County settles suit with waste hauler


By Peter H. Milliken

County officials say they’re monitoring landfill waste origin and fee payment.

YOUNGSTOWN — Mahoning County commissioners have approved settlement of a lawsuit the county joined against a waste hauler accused of misidentifying the source of waste it hauled to Mahoning County landfills.

The county’s recycling division will receive $129,381 in the settlement approved Thursday.

Late last year, Mahoning County joined a lawsuit that had earlier been filed by the Geauga-Trumbull Solid Waste Management District against Wolford’s Refuse and Recycling Inc. of McDonald.

The suit, which was filed in Trumbull County Common Pleas Court, said Wolford’s inaccurately declared that the waste it was dumping in Mahoning County landfills originated in Mahoning County, when the waste actually came from Trumbull County.

By doing this, Wolford’s saved $5 per ton in dumping fees, paying $1.50 too little to Mahoning County and none of the $3.50 it owed to Geauga-Trumbull.
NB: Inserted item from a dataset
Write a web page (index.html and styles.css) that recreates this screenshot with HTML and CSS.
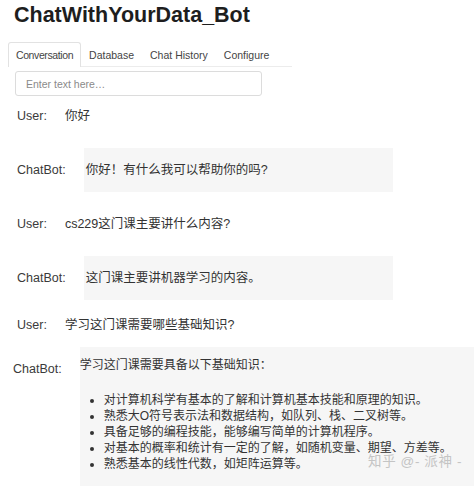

The Geauga-Trumbull Solid Waste Management District’s governing board has approved the settlement, in which the district will receive $387,619.

Wolford’s was bought out in June 2007 by Waste Management of Ohio Inc., of Cleveland, which was also named as a defendant in the lawsuit.

By agreeing to the settlement, Mahoning County collected most of the $161,000 it said it was shorted, and it eliminated the time, expense and risk of going to trial, sad Tim Tusek, assistant Mahoning County prosecutor.

Tusek said the county would consider filing civil lawsuits or criminal charges in cases where waste origin is misidentified.

“Follow the law. Don’t do it because it’s going to be uncovered,” Tusek warned potential violators.

Jim Petuch, Mahoning County recycling director, said the landfills are being monitored by his office, deputy sheriffs and county health inspectors to ascertain accurate reporting of waste origin and payment of correct fees.

In other business, county Administrator George Tablack announced that next year, the county will make its final payment and burn the mortgage on the $24 million it borrowed toward the $42 million county jail, which opened in 1996.

This will terminate about $4 million in annual debt payments by the county at a time when county tax revenues will likely drop due the world and national economic crisis, he said.

Tablack also said the $7.3 million the county borrowed in 2005 to keep deputies working at the jail while the county sales tax revenue was in limbo will be paid in full in 2010.

Commissioners also:

UApproved spending $25,000 for a reminder mailing to delinquent real estate taxpayers.

UUrged a yes vote Nov. 4 on Issue 2, renewal of the Clean Ohio Fund.

UUrged a yes vote on Issue 5 to uphold Ohio’s payday lending reform law.

UUrged passage of Issue 8 — the new quarter-percent, five-year sales tax to provide countywide Western Reserve Transit Authority bus service.